One ball can cover two slots with a surface change. A solid reactive sanded to 500 grit handles heavy oil. Polish that same ball and it pushes into the medium-heavy range. A $30 Abralon kit extends one ball's range dramatically.

Previous-Generation Balls

Last year's top-rated ball at a clearance price outperforms this year's entry-level ball. Watch for discontinued models on sale — the performance doesn't expire when the next release drops.

Don't Skip the Spare Ball

A $60 polyester spare ball saves more pins per season than a $250 premium ball. Making your spares is the fastest way to raise your average. It's the best value in bowling.

Common Arsenal Mistakes

Buying the same ball twice

If two balls in your bag have the same coverstock type, similar RG, and similar differential, they'll react almost identically. That's a wasted slot. Each ball should fill a different part of the oil spectrum.
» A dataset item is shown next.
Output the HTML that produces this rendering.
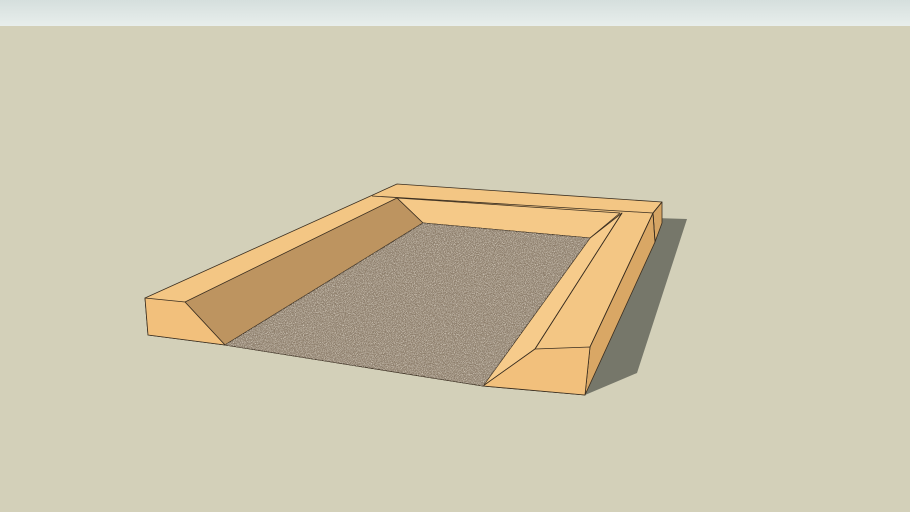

All aggression, no control

A bag full of high-hook balls looks impressive but leaves you helpless on dry lanes. The strongest ball in your bag is useless if the lanes call for something weaker. Spread your coverage, don't stack it.

Ignoring lane transition

Your arsenal isn't just for different patterns — it's for different stages of the same pattern. Lanes change during every session. Plan your arsenal for game 1 conditions and game 3 conditions.

Skipping the spare ball

Some bowlers try to shoot spares with their strike ball. This works until it doesn't — and it usually doesn't on corner pins where the hook takes you into the gutter. A plastic spare ball is the single cheapest way to raise your average.